== SET EXERCISE ==
Select every line holding the word "with" and copy it.

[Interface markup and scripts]

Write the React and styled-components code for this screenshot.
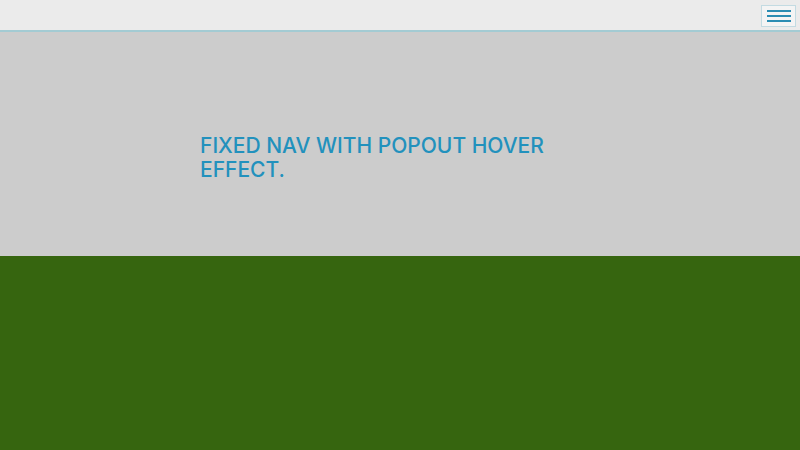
import React from 'react';
import styled, { createGlobalStyle } from 'styled-components';

const GlobalStyle = createGlobalStyle`
  html, body {
    margin: 0;
    padding: 0;
  }
  body {
    font-family: Inter, "Open Sans", sans-serif;
    background: #36650f;
  }
`;

const Page = styled.div`
  width: 100%;
  min-height: 450px;
  display: flex;
  flex-direction: column;
`;

const Nav = styled.nav`
  height: 30px;
  background: #ebebeb;
  border-bottom: 2px solid #a3cbd3;
  display: flex;
  justify-content: flex-end;
  align-items: center;
  padding: 0 4px;
`;

const MenuButton = styled.button`
  width: 35px;
  height: 22px;
  padding: 0;
  margin-top: 1px;
  border: 1px solid #c3dbe2;
  background: #f4f4f4;
  display: flex;
  flex-direction: column;
  justify-content: center;
  align-items: center;
  gap: 3px;
  cursor: pointer;
`;

const Bar = styled.span`
  display: block;
  width: 24px;
  height: 2px;
  background: #2b8db3;
`;

const Hero = styled.header`
  height: 224px;
  box-sizing: border-box;
  padding-top: 102px;
  background: #cccccc;
  display: flex;
  justify-content: center;
`;

const Title = styled.h1`
  width: 400px;
  margin: 0;
  font-size: 21px;
  line-height: 24px;
  font-weight: 500;
  letter-spacing: 0;
  color: #2291bd;
  text-transform: uppercase;
`;

const Content = styled.main`
  flex: 1;
  background: #36650f;
`;

export default function App() {
  return (
    <Page>
      <GlobalStyle />
      <Nav>
        <MenuButton aria-label="Menu">
          <Bar />
          <Bar />
          <Bar />
        </MenuButton>
      </Nav>
      <Hero>
        <Title>Fixed nav with popout hover effect.</Title>
      </Hero>
      <Content />
    </Page>
  );
}
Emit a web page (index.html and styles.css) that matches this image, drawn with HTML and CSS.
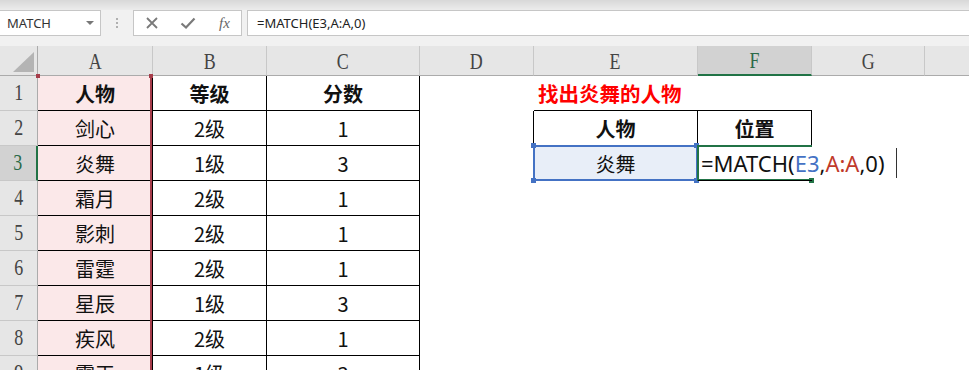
FILE: index.html
```html
<!DOCTYPE html>
<html lang="zh">
<head>
<meta charset="utf-8">
<link rel="stylesheet" href="styles.css">
</head>
<body>
<div class="app">
  <div class="topstrip"></div>
  <div class="fbar">
    <div class="namebox"><span>MATCH</span><span class="caret"></span></div>
    <div class="grip"><i></i><i></i><i></i></div>
    <div class="btns">
      <svg class="ic" width="14" height="14" viewBox="0 0 14 14"><path d="M2 2L12 12M12 2L2 12" stroke="#7a7a7a" stroke-width="1.8" fill="none"/></svg>
      <svg class="ic" width="16" height="14" viewBox="0 0 16 14"><path d="M1.5 7.5L6 11.5L14.5 2.5" stroke="#7a7a7a" stroke-width="2.2" fill="none"/></svg>
      <span class="fx">fx</span>
    </div>
    <div class="formula">=MATCH(E3,A:A,0)</div>
  </div>

  <div class="sheet">
    <div class="ch corner"><div class="tri"></div></div>
    <div class="ch"><span class="lb">A</span></div><div class="ch"><span class="lb">B</span></div><div class="ch"><span class="lb">C</span></div><div class="ch"><span class="lb">D</span></div><div class="ch"><span class="lb">E</span></div><div class="ch sel"><span class="lb">F</span></div><div class="ch"><span class="lb">G</span></div><div class="ch last"></div>

    <div class="rh"><span class="lb">1</span></div>
    <div class="c t pink b">人物</div><div class="c t b">等级</div><div class="c t b">分数</div>
    <div class="c"></div><div class="c bb title">找出炎舞的人物</div><div class="c bb"></div><div class="c"></div><div class="c"></div>

    <div class="rh"><span class="lb">2</span></div>
    <div class="c t pink">剑心</div><div class="c t">2级</div><div class="c t">1</div>
    <div class="c br"></div><div class="c t b">人物</div><div class="c t b">位置</div><div class="c"></div><div class="c"></div>

    <div class="rh sel"><span class="lb">3</span></div>
    <div class="c t pink">炎舞</div><div class="c t">1级</div><div class="c t">3</div>
    <div class="c br"></div><div class="c t blue">炎舞</div>
    <div class="c t formulacell"><span>=MATCH(</span><span class="rb">E3</span><span>,</span><span class="rr">A:A</span><span>,0)</span></div>
    <div class="c"></div><div class="c"></div>

    <div class="rh"><span class="lb">4</span></div>
    <div class="c t pink">霜月</div><div class="c t">2级</div><div class="c t">1</div>
    <div class="c"></div><div class="c"></div><div class="c"></div><div class="c"></div><div class="c"></div>

    <div class="rh"><span class="lb">5</span></div>
    <div class="c t pink">影刺</div><div class="c t">2级</div><div class="c t">1</div>
    <div class="c"></div><div class="c"></div><div class="c"></div><div class="c"></div><div class="c"></div>

    <div class="rh"><span class="lb">6</span></div>
    <div class="c t pink">雷霆</div><div class="c t">2级</div><div class="c t">1</div>
    <div class="c"></div><div class="c"></div><div class="c"></div><div class="c"></div><div class="c"></div>

    <div class="rh"><span class="lb">7</span></div>
    <div class="c t pink">星辰</div><div class="c t">1级</div><div class="c t">3</div>
    <div class="c"></div><div class="c"></div><div class="c"></div><div class="c"></div><div class="c"></div>

    <div class="rh"><span class="lb">8</span></div>
    <div class="c t pink">疾风</div><div class="c t">2级</div><div class="c t">1</div>
    <div class="c"></div><div class="c"></div><div class="c"></div><div class="c"></div><div class="c"></div>

    <div class="rh"><span class="lb">9</span></div>
    <div class="c t pink">霸王</div><div class="c t">1级</div><div class="c t">3</div>
    <div class="c"></div><div class="c"></div><div class="c"></div><div class="c"></div><div class="c"></div>

    <div class="refA"></div>
    <div class="hd red h1"></div>
    <div class="hd red h2"></div>
    <div class="refE"></div>
    <div class="hd blu e1"></div>
    <div class="hd blu e2"></div>
    <div class="hd blu e3"></div>
    <div class="hd blu e4"></div>
    <div class="active"></div>
    <div class="fillh"></div>
    <div class="cursor"></div>
  </div>
</div>
</body>
</html>
```

FILE: styles.css
```css
html, body { margin: 0; padding: 0; background: #fff; }
body { width: 969px; height: 370px; overflow: hidden; font-family: "Noto Sans CJK SC", "Noto Sans", sans-serif; }
.app { width: 969px; height: 370px; overflow: hidden; }

.topstrip { height: 10px; background: linear-gradient(#d8d8d8, #ececec); }
.fbar { height: 36px; background: #f1f1f1; display: flex; align-items: flex-start; box-sizing: border-box; }
.namebox { width: 101px; height: 26px; box-sizing: border-box; background: #fff; border: 1px solid #c6c6c6; border-left: none; display: flex; align-items: center; justify-content: space-between; padding: 0 6px 0 7px; font-family: "Noto Sans", sans-serif; font-size: 13px; color: #333; }
.caret { width: 0; height: 0; border-left: 4px solid transparent; border-right: 4px solid transparent; border-top: 4px solid #777; }
.grip { width: 32px; height: 26px; display: flex; flex-direction: column; align-items: center; justify-content: center; gap: 2px; }
.grip i { display: block; width: 2px; height: 2px; background: #b0b0b0; }
.btns { width: 109px; height: 26px; box-sizing: border-box; background: #fff; border: 1px solid #c6c6c6; display: flex; align-items: center; gap: 21px; padding: 0 0 0 11px; }
.fx { font-family: "Liberation Serif", serif; font-style: italic; font-size: 15px; color: #666; margin-left: 2px; }
.formula { flex: 1; margin-left: 5px; height: 26px; box-sizing: border-box; background: #fff; border: 1px solid #c6c6c6; border-right: none; font-family: "Noto Sans", sans-serif; font-size: 13px; color: #222; padding-left: 9px; line-height: 24px; }

.sheet { position: relative; display: grid; grid-template-columns: 38px 115px 114px 153px 114px 164px 114px 113px 1fr; grid-template-rows: 30px repeat(9, 35px); }
.lb { display: inline-block; transform: scaleX(0.78); }
.ch { background: #e6e6e6; border-bottom: 1px solid #ababab; border-right: 1px solid #c8c8c8; box-sizing: border-box; display: flex; align-items: center; justify-content: center; font-family: "Liberation Serif", serif; font-size: 23px; color: #444; padding-top: 2px; }
.ch.corner { border-right: 1px solid #ababab; position: relative; }
.ch.last { border-right: none; }
.ch.sel { background: #d2d2d2; color: #2b6a48; border-bottom: 2px solid #217346; }
.tri { position: absolute; left: 13px; top: 6px; width: 21px; height: 20px; background: #b4b4b4; clip-path: polygon(100% 0, 100% 100%, 0 100%); }

.rh { background: #e6e6e6; border-right: 1px solid #ababab; border-bottom: 1px solid #c8c8c8; box-sizing: border-box; display: flex; align-items: center; justify-content: center; font-family: "Liberation Serif", serif; font-size: 23px; color: #444; }
.rh.sel { background: #d2d2d2; color: #2b6a48; border-right: 2px solid #217346; }

.c { box-sizing: border-box; display: flex; align-items: center; justify-content: center; font-size: 20px; color: #111; white-space: nowrap; min-width: 0; }
.c.t { border-right: 1px solid #000; border-bottom: 1px solid #000; }
.c.bb { border-bottom: 1px solid #000; }
.c.br { border-right: 1px solid #000; }
.c.b { font-weight: bold; }
.c.pink { background: #fbe8e9; }
.c.blue { background: #e8eef8; }
.c.title { justify-content: flex-start; padding-left: 4px; color: #ff0000; font-weight: bold; overflow: visible; font-size: 20.5px; }
.c.formulacell { justify-content: flex-start; padding-left: 3px; overflow: visible; font-family: "Noto Sans", sans-serif; font-size: 22px; border-right: none; z-index: 2; }
.rb { color: #4472c4; }
.rr { color: #c0392b; }

.refA { position: absolute; left: 150px; top: 29px; width: 2px; height: 320px; background: #a63c4a; }
.hd { position: absolute; width: 4px; height: 4px; }
.hd.red { background: #a63c4a; }
.h1 { left: 36px; top: 28px; }
.h2 { left: 149px; top: 28px; }
.refE { position: absolute; left: 533px; top: 99px; width: 165px; height: 36px; box-sizing: border-box; border: 2px solid #4472c4; }
.hd.blu { background: #4472c4; width: 5px; height: 5px; }
.e1 { left: 531px; top: 97px; }
.e2 { left: 694px; top: 97px; }
.e3 { left: 531px; top: 132px; }
.e4 { left: 694px; top: 132px; }
.active { position: absolute; left: 697px; top: 99px; width: 115px; height: 36px; box-sizing: border-box; border: 2px solid #217346; border-right: none; z-index: 1; }
.fillh { position: absolute; left: 809px; top: 132px; width: 5px; height: 5px; background: #217346; z-index: 1; }
.cursor { position: absolute; left: 896px; top: 102px; width: 1px; height: 30px; background: #333; }
```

== FULL SOLUTION ==
        <Title>Fixed nav with popout hover effect.</Title>
Emit a web page (index.html and styles.css) that matches this image, drawn with HTML and CSS.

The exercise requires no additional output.